··· Source material

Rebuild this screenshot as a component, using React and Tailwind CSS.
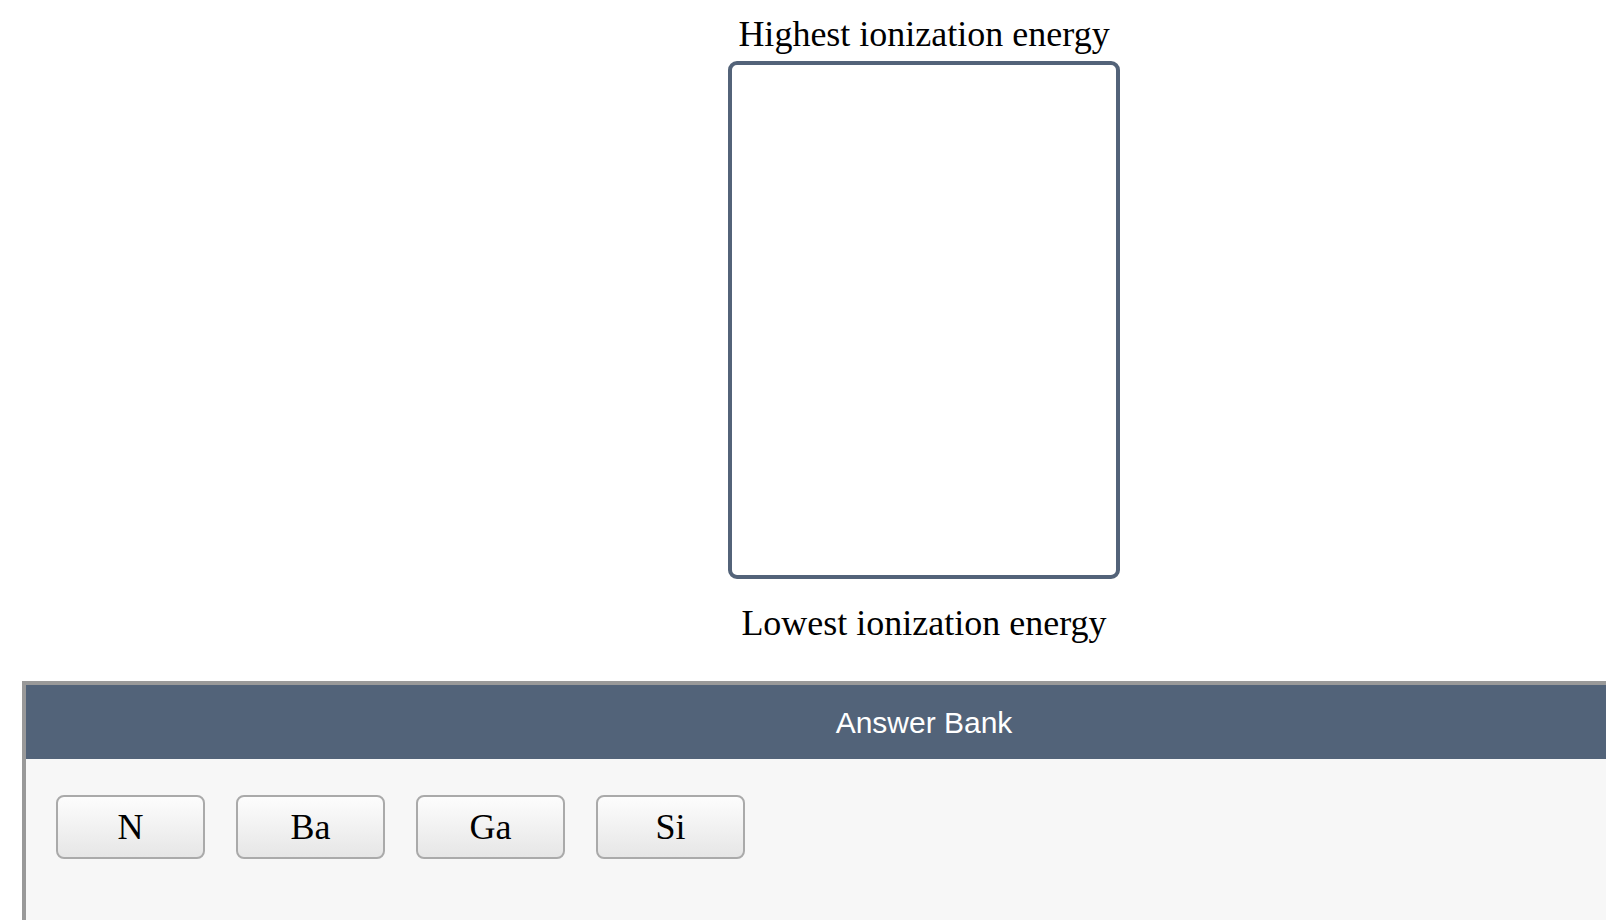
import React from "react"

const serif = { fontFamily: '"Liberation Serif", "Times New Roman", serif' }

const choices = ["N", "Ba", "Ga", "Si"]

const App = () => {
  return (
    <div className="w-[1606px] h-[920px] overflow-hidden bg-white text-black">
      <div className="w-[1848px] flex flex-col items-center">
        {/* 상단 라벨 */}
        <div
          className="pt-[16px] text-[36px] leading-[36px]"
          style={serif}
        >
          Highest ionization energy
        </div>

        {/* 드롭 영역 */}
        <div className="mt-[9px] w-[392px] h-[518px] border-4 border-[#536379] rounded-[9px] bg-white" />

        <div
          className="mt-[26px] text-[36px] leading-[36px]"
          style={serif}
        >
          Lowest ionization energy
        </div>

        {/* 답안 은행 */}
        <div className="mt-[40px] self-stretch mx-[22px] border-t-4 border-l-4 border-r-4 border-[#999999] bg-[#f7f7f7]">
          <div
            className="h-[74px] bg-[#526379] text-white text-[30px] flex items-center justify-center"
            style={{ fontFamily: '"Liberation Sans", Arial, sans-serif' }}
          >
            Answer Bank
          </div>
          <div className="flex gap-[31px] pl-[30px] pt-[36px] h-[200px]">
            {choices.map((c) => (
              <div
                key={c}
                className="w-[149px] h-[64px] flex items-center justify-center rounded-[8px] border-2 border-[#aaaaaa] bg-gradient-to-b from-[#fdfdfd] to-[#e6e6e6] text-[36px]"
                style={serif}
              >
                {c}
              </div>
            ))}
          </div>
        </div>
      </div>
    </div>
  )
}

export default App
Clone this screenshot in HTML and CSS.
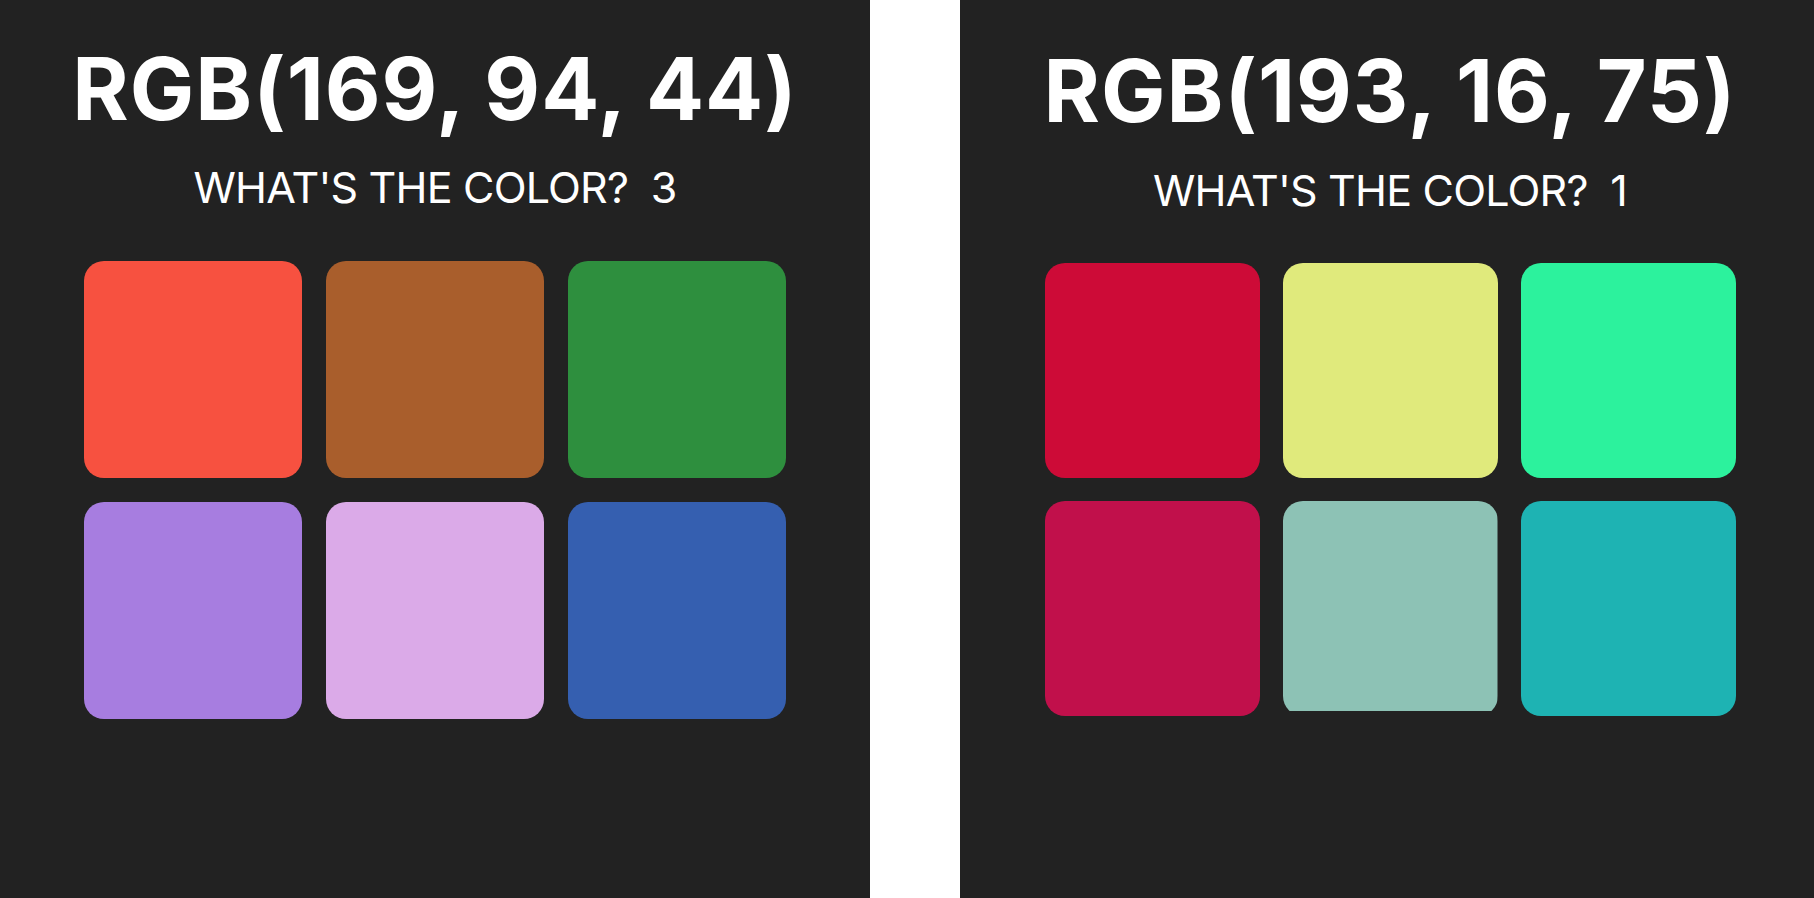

······

_Description of the task:_
Retype every record above exactly as written, but leave out the pictures.

_Complete response:_
Rebuild this screenshot as a component, using React and Tailwind CSS.
import React from "react"

const serif = { fontFamily: '"Liberation Serif", "Times New Roman", serif' }

const choices = ["N", "Ba", "Ga", "Si"]

const App = () => {
  return (
    <div className="w-[1606px] h-[920px] overflow-hidden bg-white text-black">
      <div className="w-[1848px] flex flex-col items-center">
        {/* 상단 라벨 */}
        <div
          className="pt-[16px] text-[36px] leading-[36px]"
          style={serif}
        >
          Highest ionization energy
        </div>

        {/* 드롭 영역 */}
        <div className="mt-[9px] w-[392px] h-[518px] border-4 border-[#536379] rounded-[9px] bg-white" />

        <div
          className="mt-[26px] text-[36px] leading-[36px]"
          style={serif}
        >
          Lowest ionization energy
        </div>

        {/* 답안 은행 */}
        <div className="mt-[40px] self-stretch mx-[22px] border-t-4 border-l-4 border-r-4 border-[#999999] bg-[#f7f7f7]">
          <div
            className="h-[74px] bg-[#526379] text-white text-[30px] flex items-center justify-center"
            style={{ fontFamily: '"Liberation Sans", Arial, sans-serif' }}
          >
            Answer Bank
          </div>
          <div className="flex gap-[31px] pl-[30px] pt-[36px] h-[200px]">
            {choices.map((c) => (
              <div
                key={c}
                className="w-[149px] h-[64px] flex items-center justify-center rounded-[8px] border-2 border-[#aaaaaa] bg-gradient-to-b from-[#fdfdfd] to-[#e6e6e6] text-[36px]"
                style={serif}
              >
                {c}
              </div>
            ))}
          </div>
        </div>
      </div>
    </div>
  )
}

export default App
Clone this screenshot in HTML and CSS.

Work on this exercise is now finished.